It happens. Unfortunately, based on recent data, it is happening more frequently.
Legal website Above the Law reported in its Jan. 7 article "Nationwide Layoff Watch: Partners in Peril" that: "Over the past few years, many firms have been quietly showing partners the door, or at least 'de-equitizing' certain equity partners that they're willing to keep at the firm, but not as equity partners."
According to The Wall Street Journal on Jan. 6, a survey by Wells Fargo Private Bank's Legal Specialty Group confirmed that approximately 15 percent of the roughly 120 firms surveyed "intend to cut partners in the first quarter, continuing a three-year trend." In response to an American Lawyer poll, approximately 55 percent of 113 managing partners acknowledged that they planned to ask partners to leave in the coming year.
As The Wall Street Journal article stated: "It used to be that once a lawyer grabbed the brass ring of partnership at a major firm, lifetime employment was virtually assured. But more partners are discovering that those days are over."

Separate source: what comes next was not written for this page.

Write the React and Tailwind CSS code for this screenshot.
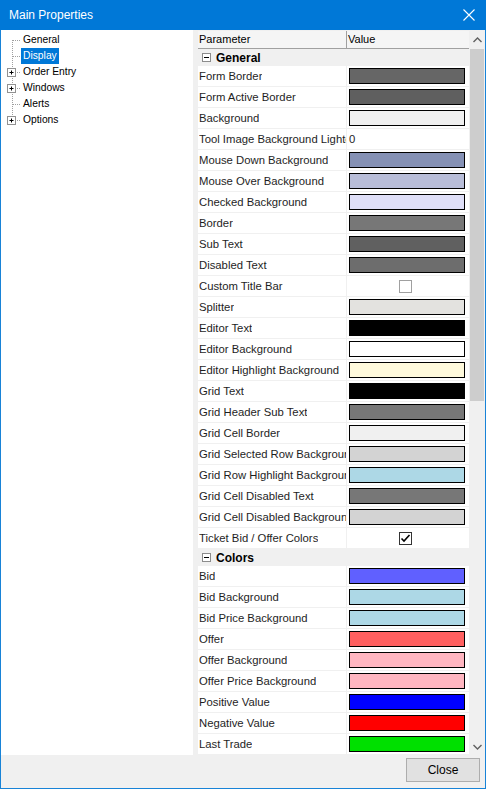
import React from 'react';

const font = { fontFamily: '"Liberation Sans", Arial, sans-serif' };

const general = [
    ['Form Border', '#666666'],
    ['Form Active Border', '#5f5f5f'],
    ['Background', '#f0f0f0'],
    ['Tool Image Background Lighten', 'text:0'],
    ['Mouse Down Background', '#8591b5'],
    ['Mouse Over Background', '#b8bdd8'],
    ['Checked Background', '#dedef7'],
    ['Border', '#777777'],
    ['Sub Text', '#606060'],
    ['Disabled Text', '#6d6d6d'],
    ['Custom Title Bar', 'check:0'],
    ['Splitter', '#e3e2df'],
    ['Editor Text', '#000000'],
    ['Editor Background', '#ffffff'],
    ['Editor Highlight Background', '#fffadc'],
    ['Grid Text', '#000000'],
    ['Grid Header Sub Text', '#777777'],
    ['Grid Cell Border', '#f0f0f0'],
    ['Grid Selected Row Background', '#d3d3d3'],
    ['Grid Row Highlight Background', '#add8e6'],
    ['Grid Cell Disabled Text', '#777777'],
    ['Grid Cell Disabled Background', '#d3d3d3'],
    ['Ticket Bid / Offer Colors', 'check:1'],
];

const colors = [
    ['Bid', '#6060ff'],
    ['Bid Background', '#add8e6'],
    ['Bid Price Background', '#add8e6'],
    ['Offer', '#ff6060'],
    ['Offer Background', '#ffb6c1'],
    ['Offer Price Background', '#ffb6c1'],
    ['Positive Value', '#0000ff'],
    ['Negative Value', '#ff0000'],
    ['Last Trade', '#00e000'],
];

const treeItems = [
    { label: 'General', plus: false },
    { label: 'Display', plus: false, selected: true },
    { label: 'Order Entry', plus: true },
    { label: 'Windows', plus: true },
    { label: 'Alerts', plus: false },
    { label: 'Options', plus: true },
];

const Checkbox = ({ checked }) => (
    <div className={`w-[13px] h-[13px] border bg-white flex items-center justify-center ${checked ? 'border-[#333333]' : 'border-[#a0a0a0]'}`}>
        {checked && (
            <svg width="11" height="11" viewBox="0 0 11 11">
                <path d="M1.5 5.5 L4 8 L9.5 2" stroke="#000" strokeWidth="1.6" fill="none" />
            </svg>
        )}
    </div>
);

const ValueCell = ({ value }) => {
    if (value.startsWith('text:')) {
        return <span className="pl-[2px] text-[#1e1e1e]">{value.slice(5)}</span>;
    }
    if (value.startsWith('check:')) {
        return (
            <div className="w-[116px] flex justify-center">
                <Checkbox checked={value === 'check:1'} />
            </div>
        );
    }
    return <div className="ml-[2px] w-[116px] h-[16px] border border-black" style={{ backgroundColor: value }} />;
};

const Row = ({ name, value }) => (
    <div className="flex h-[21px] border-b border-[#f0f0f0] bg-white">
        <div className="w-[149px] shrink-0 pl-[1px] flex items-center overflow-hidden whitespace-nowrap text-[#1e1e1e] border-r border-[#f0f0f0]">
            <span className="block overflow-hidden">{name}</span>
        </div>
        <div className="flex-1 flex items-center">
            <ValueCell value={value} />
        </div>
    </div>
);

const Category = ({ label }) => (
    <div className="flex items-center h-[17px] bg-[#f0f0f0] -ml-[5px] pl-[9px]">
        <div className="w-[9px] h-[9px] border border-[#8c8c8c] bg-white flex items-center justify-center">
            <div className="w-[5px] h-[1px] bg-black" />
        </div>
        <span className="ml-[5px] font-bold text-black text-[12px]">{label}</span>
    </div>
);

const TreeLines = () => (
    <svg className="absolute left-0 top-0" width="22" height="96" viewBox="0 0 22 96">
        <line x1="11.5" y1="8" x2="11.5" y2="88" stroke="#a0a0a0" strokeDasharray="1 1" />
        {treeItems.map((item, i) => (
            <line key={i} x1="12" y1={i * 16 + 8.5} x2="20" y2={i * 16 + 8.5} stroke="#a0a0a0" strokeDasharray="1 1" />
        ))}
        {treeItems.map((item, i) =>
            item.plus ? (
                <g key={'p' + i}>
                    <rect x="6.5" y={i * 16 + 4.5} width="8" height="8" fill="#fff" stroke="#919191" />
                    <line x1="8.5" y1={i * 16 + 8.5} x2="12.5" y2={i * 16 + 8.5} stroke="#000" />
                    <line x1="10.5" y1={i * 16 + 6.5} x2="10.5" y2={i * 16 + 10.5} stroke="#000" />
                </g>
            ) : null
        )}
    </svg>
);

const App = () => {
    return (
        <div className="w-[486px] h-[789px] flex flex-col border border-[#1883d7] border-t-0 bg-[#f0f0f0] text-[11.3px] select-none" style={font}>
            {/* title bar */}
            <div className="h-[30px] shrink-0 bg-[#0078d7] -mx-[1px] flex items-center justify-between pl-[9px] pr-[10px]">
                <span className="text-white text-[12px]">Main Properties</span>
                <svg width="12" height="12" viewBox="0 0 12 12" className="mr-[1px]">
                    <path d="M0.5 0.5 L11.5 11.5 M11.5 0.5 L0.5 11.5" stroke="#fff" strokeWidth="1.1" />
                </svg>
            </div>

            <div className="flex h-[725px]">
                {/* tree */}
                <div className="w-[192px] bg-white relative pt-[2px] text-[10.3px]">
                    <div className="relative">
                        <TreeLines />
                        {treeItems.map((item) => (
                            <div key={item.label} className="h-[16px] flex items-center pl-[20px]">
                                <span className={`px-[2px] h-[16px] leading-[16px] ${item.selected ? 'bg-[#0078d7] text-white' : 'text-black'}`}>
                                    {item.label}
                                </span>
                            </div>
                        ))}
                    </div>
                </div>

                {/* property grid */}
                <div className="w-[5px] bg-[#f0f0f0]" />
                <div className="w-[271px] flex flex-col overflow-hidden pt-[1px]">
                    <div className="flex h-[18px] bg-[#f5f5f5] border-b border-[#a0a0a0] -ml-[1px] pl-[1px] text-[11px]">
                        <div className="w-[149px] border-r border-[#a0a0a0] pl-[1px] leading-[17px] text-black">Parameter</div>
                        <div className="flex-1 pl-[1px] leading-[17px] text-black">Value</div>
                    </div>
                    <Category label="General" />
                    {general.map(([n, v]) => (
                        <Row key={n} name={n} value={v} />
                    ))}
                    <Category label="Colors" />
                    {colors.map(([n, v]) => (
                        <Row key={n} name={n} value={v} />
                    ))}
                </div>

                {/* scrollbar */}
                <div className="w-[16px] bg-[#f0f0f0] flex flex-col">
                    <div className="h-[19px] flex items-center justify-center">
                        <svg width="9" height="6" viewBox="0 0 9 6">
                            <path d="M0.5 5 L4.5 1 L8.5 5" stroke="#606060" strokeWidth="1.4" fill="none" />
                        </svg>
                    </div>
                    <div className="flex-1 px-[1px]">
                        <div className="h-[352px] bg-[#cdcdcd]" />
                    </div>
                    <div className="h-[17px] flex items-center justify-center">
                        <svg width="9" height="6" viewBox="0 0 9 6">
                            <path d="M0.5 1 L4.5 5 L8.5 1" stroke="#606060" strokeWidth="1.4" fill="none" />
                        </svg>
                    </div>
                </div>
            </div>

            {/* footer */}
            <div className="flex-1 flex justify-end items-start pt-[3px] pr-[5px]">
                <button className="w-[74px] h-[24px] bg-[#e1e1e1] border border-[#adadad] text-black text-[12px]" style={font}>
                    Close
                </button>
            </div>
        </div>
    );
};

export default App;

The Legal Skills Prof Blog explained why on Jan. 15.:
"That's the upshot of a new report prepared by Citi's Private Bank Law Firm Group and Hildebrandt Consulting concluding that the halcyon days of BigLaw are over and never coming back. Indeed, the report concludes that 'the prosperity [experienced] between 2001 and 2007 was an aberration rather than the norm.' At bottom, the legal services industry is burdened with 'too many lawyers chasing too little work.'"

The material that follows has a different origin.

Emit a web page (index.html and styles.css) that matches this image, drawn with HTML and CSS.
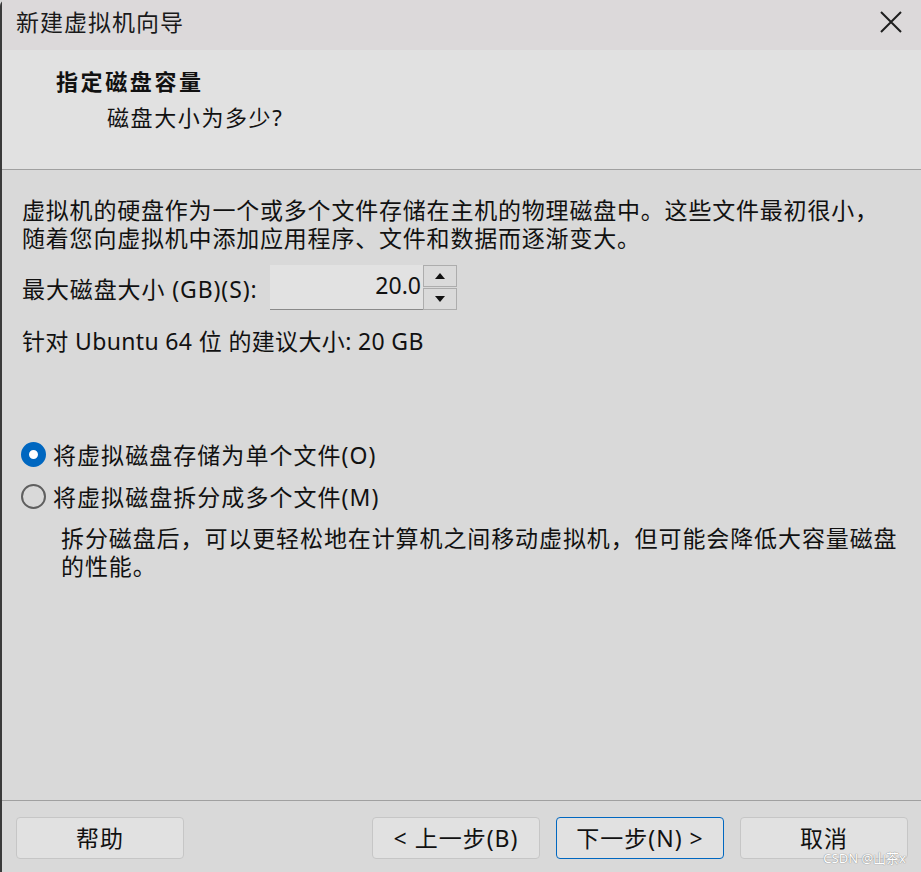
FILE: index.html
```html
<!DOCTYPE html>
<html lang="zh-CN">
<head>
<meta charset="utf-8">
<title>新建虚拟机向导</title>
<link rel="stylesheet" href="styles.css">
</head>
<body>
<div class="window">
  <div class="titlebar">
    <span class="title">新建虚拟机向导</span>
    <span class="close">
      <svg width="22" height="22" viewBox="0 0 22 22"><path d="M1 1 L21 21 M21 1 L1 21" stroke="#1e1e1e" stroke-width="2" fill="none"/></svg>
    </span>
  </div>
  <div class="header">
    <div class="h-title">指定磁盘容量</div>
    <div class="h-sub">磁盘大小为多少?</div>
  </div>
  <div class="content">
    <p class="para">虚拟机的硬盘作为一个或多个文件存储在主机的物理磁盘中。这些文件最初很小，<br>随着您向虚拟机中添加应用程序、文件和数据而逐渐变大。</p>
    <div class="size-row">
      <span class="label">最大磁盘大小 (GB)(S):</span>
      <div class="spin">
        <div class="spin-input">20.0</div>
        <div class="spin-btns">
          <div class="spin-btn"><svg width="10" height="6" viewBox="0 0 10 6"><path d="M5 0 L10 6 L0 6 Z" fill="#111"/></svg></div>
          <div class="spin-btn"><svg width="10" height="6" viewBox="0 0 10 6"><path d="M0 0 L10 0 L5 6 Z" fill="#111"/></svg></div>
        </div>
      </div>
    </div>
    <div class="recommend">针对 Ubuntu 64 位 的建议大小: 20 GB</div>
    <div class="radios">
      <div class="radio-row">
        <span class="radio checked"></span>
        <span class="radio-text">将虚拟磁盘存储为单个文件(O)</span>
      </div>
      <div class="radio-row second">
        <span class="radio"></span>
        <span class="radio-text">将虚拟磁盘拆分成多个文件(M)</span>
      </div>
      <p class="desc">拆分磁盘后，可以更轻松地在计算机之间移动虚拟机，但可能会降低大容量磁盘<br>的性能。</p>
    </div>
  </div>
  <div class="footer">
    <button class="btn">帮助</button>
    <div class="spacer"></div>
    <button class="btn">&lt; 上一步(B)</button>
    <button class="btn primary">下一步(N) &gt;</button>
    <button class="btn">取消</button>
  </div>
  <div class="watermark">CSDN @山茶x</div>
</div>
</body>
</html>
```

FILE: styles.css
```css
* { box-sizing: border-box; }
html, body {
  margin: 0;
  padding: 0;
}
body {
  width: 921px;
  height: 872px;
  background: #d9d9d9;
  font-family: "Noto Sans", "Noto Sans CJK SC", sans-serif;
  color: #111;
  overflow: hidden;
}
.window {
  position: relative;
  width: 921px;
  height: 872px;
  display: flex;
  flex-direction: column;
  border-left: 2px solid #3a3a3a;
  border-top-left-radius: 6px;
  background: #d9d9d9;
}
.titlebar {
  height: 50px;
  background: #dcd9da;
  display: flex;
  align-items: flex-start;
  justify-content: space-between;
  padding: 6px 19px 0 14px;
}
.title {
  font-size: 23px;
  line-height: 32px;
  color: #1a1a1a;
  letter-spacing: 1px;
}
.close {
  display: flex;
  margin-top: 5px;
}
.header {
  height: 120px;
  background: #e1e1e1;
  border-bottom: 1px solid #a0a0a0;
  padding: 15px 0 0 54px;
}
.h-title {
  font-size: 22px;
  font-weight: bold;
  line-height: 32px;
  letter-spacing: 2.6px;
}
.h-sub {
  font-size: 22px;
  line-height: 32px;
  margin-top: 4px;
  padding-left: 51px;
  letter-spacing: 1.6px;
}
.content {
  flex: 1;
  padding: 26px 0 0 20px;
  font-size: 23px;
  letter-spacing: 1px;
}
.para {
  margin: 0;
  line-height: 28px;
  letter-spacing: 0.8px;
  white-space: nowrap;
}
.size-row {
  display: flex;
  align-items: center;
  margin-top: 13px;
  height: 45px;
}
.label {
  width: 248px;
  letter-spacing: 0.9px;
  white-space: nowrap;
}
.spin {
  display: flex;
  height: 45px;
}
.spin-input {
  width: 153px;
  height: 45px;
  background: #e2e2e2;
  border-bottom: 1px solid #8a8a8a;
  text-align: right;
  padding-right: 2px;
  font-size: 23px;
  letter-spacing: 0;
  line-height: 40px;
}
.spin-btns {
  display: flex;
  flex-direction: column;
  width: 34px;
  height: 45px;
  gap: 1px;
}
.spin-btn {
  flex: 1;
  border: 1px solid #adadad;
  background: #dadada;
  display: flex;
  align-items: center;
  justify-content: center;
}
.recommend {
  margin-top: 17px;
  line-height: 28px;
  letter-spacing: 0.35px;
  white-space: nowrap;
}
.radios {
  margin-top: 85px;
}
.radio-row {
  display: flex;
  align-items: center;
  height: 28px;
}
.radio-row.second {
  margin-top: 14px;
}
.radio {
  width: 25px;
  height: 25px;
  border-radius: 50%;
  border: 2px solid #5f5f5f;
  margin-left: -1px;
  margin-right: 7px;
  flex: none;
}
.radio.checked {
  border: 8px solid #0067c0;
  background: #ffffff;
}
.radio-text {
  letter-spacing: 1.05px;
  white-space: nowrap;
}
.desc {
  margin: 14px 0 0 39px;
  line-height: 28px;
  letter-spacing: 0.9px;
  white-space: nowrap;
}
.footer {
  height: 72px;
  border-top: 1px solid #a0a0a0;
  display: flex;
  align-items: flex-start;
  padding: 16px 13px 0 14px;
  gap: 16px;
}
.spacer {
  flex: 1;
}
.btn {
  width: 168px;
  height: 42px;
  background: #e1e1e1;
  border: 1px solid #c6c6c6;
  border-radius: 4px;
  font-family: "Noto Sans", "Noto Sans CJK SC", sans-serif;
  font-size: 23px;
  line-height: 38px;
  color: #111;
  padding: 0;
  letter-spacing: 1px;
}
.btn.primary {
  border: 1px solid #0067c0;
}
.watermark {
  position: absolute;
  right: 15px;
  bottom: 5px;
  font-size: 13px;
  line-height: 18px;
  color: #ffffff;
  font-family: "Noto Sans", "Noto Sans CJK SC", sans-serif;
  text-shadow: 0 0 1px #8a8a8a, 0 0 1px #8a8a8a;
}
```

Asking partners to leave involves risks for both the law firm and the departing partner, arising out of ethical legal, and professional responsibilities.
Theoretically, partners do not need a reason for dissolving the partnership or asking an individual or group of partners to leave. The concept of partnership itself connotes a level of confidence and trust that is uniquely personal and subjective. Yet, elevating or dismissing partners is not without limitation.
In Hishon v. King & Spalding, 467 U.S. 69 (1984), the U.S. Supreme Court held that the rules against discrimination apply to law firms in making partnership decisions just as they apply to other businesses. The court held that "[e]ven if [the law firm] is correct in its assertion that a partnership invitation is not itself an offer of employment, Title VII would nonetheless apply."
Against this backdrop, there are objective and subjective reasons for asking a partner to leave. The objective reasons include billings, origination, productivity and similar, quantifiable reasons. So long as these objective criteria are uniformly applied without regard to race, gender, ethnicity or religion, law practices can use them.